In several places, even strong objectors have changed their minds once they have witnessed it, and found that the inconvenience to them was actually very low. Some have even become the most active supporters!
Playing Out provides in depth guidance for residents in our free Playing Out Manual, as well as two films you are welcome to use, which provide detailed demonstrations from Duncan Venison, Network Manager at Bristol City Council, see here and here.
When considering the question of supporting residents to safely close their street, firstly please keep in mind:
- play streets generally take place on cul-de-sacs or quiet roads outside of rush hour – residents aren’t dealing with large amounts of traffic
- residents who want to organise play streets are often extremely responsible citizens but also time poor, juggling jobs and childcare. They are organising the play street in their spare time, providing a huge benefit for their community at very little cost to the council
For these reasons it is inappropriate to ask residents to undertake Chapter 8 training, which is designed for traffic management operatives, who are closing busy highways as part of their every day jobs.

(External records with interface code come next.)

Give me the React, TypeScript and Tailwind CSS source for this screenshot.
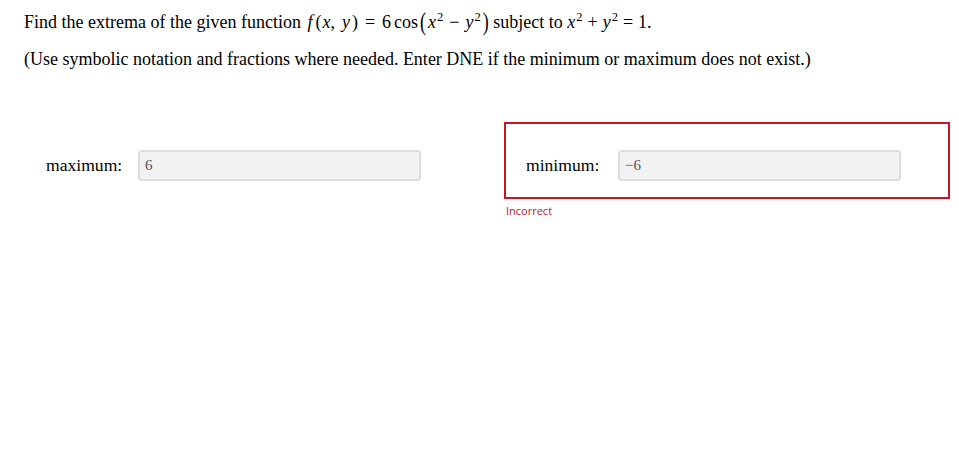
const serif = { fontFamily: '"Liberation Serif", "Times New Roman", serif' };

function Sup({ children }: { children: React.ReactNode }) {
  return <sup className="text-[12.5px] -top-[7px] not-italic ml-[1px]">{children}</sup>;
}

function AnswerBox({ label, value, incorrect }: { label: string; value: string; incorrect?: boolean }) {
  return (
    <div className="w-[446px]">
      <div
        className={`h-[77px] flex items-center pl-[20px] pt-[10px] border-2 ${
          incorrect ? 'border-[#cc1424]' : 'border-transparent'
        }`}
      >
        <span className="text-[17.6px] text-black w-[92px]" style={serif}>
          {label}
        </span>
        <div className="w-[283px] h-[31px] rounded-[4px] border-2 border-[#dddddd] bg-[#f2f2f2] flex items-center pl-[5px]">
          <span className="text-[15px] text-[#555555]" style={serif}>
            {value}
          </span>
        </div>
      </div>
      {incorrect && (
        <div
          className="text-[11px] text-[#cc1424] pl-[2px] pt-[4px]"
          style={{ fontFamily: '"Open Sans", "Noto Sans", sans-serif' }}
        >
          Incorrect
        </div>
      )}
    </div>
  );
}

export default function App() {
  return (
    <div className="w-[959px] h-[449px] bg-white pl-[24px] pt-[10px]" style={serif}>
      <p className="text-[18px] leading-[25px] text-black whitespace-nowrap">
        Find the extrema of the given function{' '}
        <span className="italic ml-[2px]">f</span>
        <span className="ml-[3px]">(</span>
        <span className="italic ml-[1px]">x</span>,
        <span className="italic ml-[7px]">y</span>
        <span className="ml-[2px]">)</span>
        <span className="mx-[7px]">=</span>6
        <span className="ml-[3px]">cos</span>
        <span className="inline-block scale-y-[1.35] ml-[2px] mr-[2px]">(</span>
        <span className="italic">x</span>
        <Sup>2</Sup>
        <span className="mx-[6px]">−</span>
        <span className="italic">y</span>
        <Sup>2</Sup>
        <span className="inline-block scale-y-[1.35] ml-[2px]">)</span> subject to{' '}
        <span className="italic">x</span>
        <Sup>2</Sup>
        <span className="mx-[5px]">+</span>
        <span className="italic">y</span>
        <Sup>2</Sup>
        <span className="mx-[5px]">=</span>1.
      </p>
      <p className="text-[18px] leading-[25px] text-black mt-[12px] whitespace-nowrap">
        (Use symbolic notation and fractions where needed. Enter DNE if the minimum or maximum does not exist.)
      </p>
      <div className="flex gap-[34px] mt-[50px]">
        <AnswerBox label="maximum:" value="6" />
        <AnswerBox label="minimum:" value="−6" incorrect />
      </div>
    </div>
  );
}
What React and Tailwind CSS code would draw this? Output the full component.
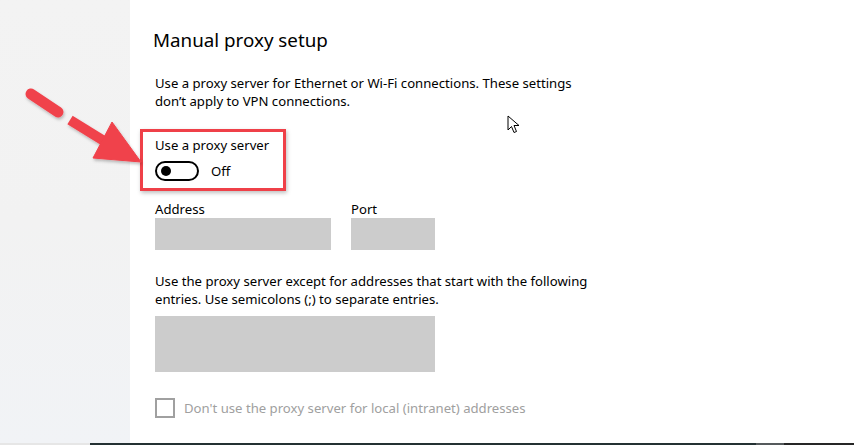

None of the councils with a successful play street scheme require in person training, they tend to offer some brief written guidance on how to close the road. One council has developed a 20minute e-learning module, if you’re interested in this we can put you in touch with them. Some councils offer in person support for the first play street session; someone who has done it before will attend and help brief the stewards and show them how to do it.
Most authorities are content with a competent person closing what are always quiet residential streets so long as they understand the methodology set out by Playing Out.
In July 2020 we ran a webinar called “How to promote Play Streets” – you can watch it for free here.
Street play is very effectively spread by word-of-mouth. Once it has happened on one street, people often hear about it through friends and contacts.
Playing Out can advise on methods that have succeeded in the past. The local media are often very interested in play streets and this will help increase awareness.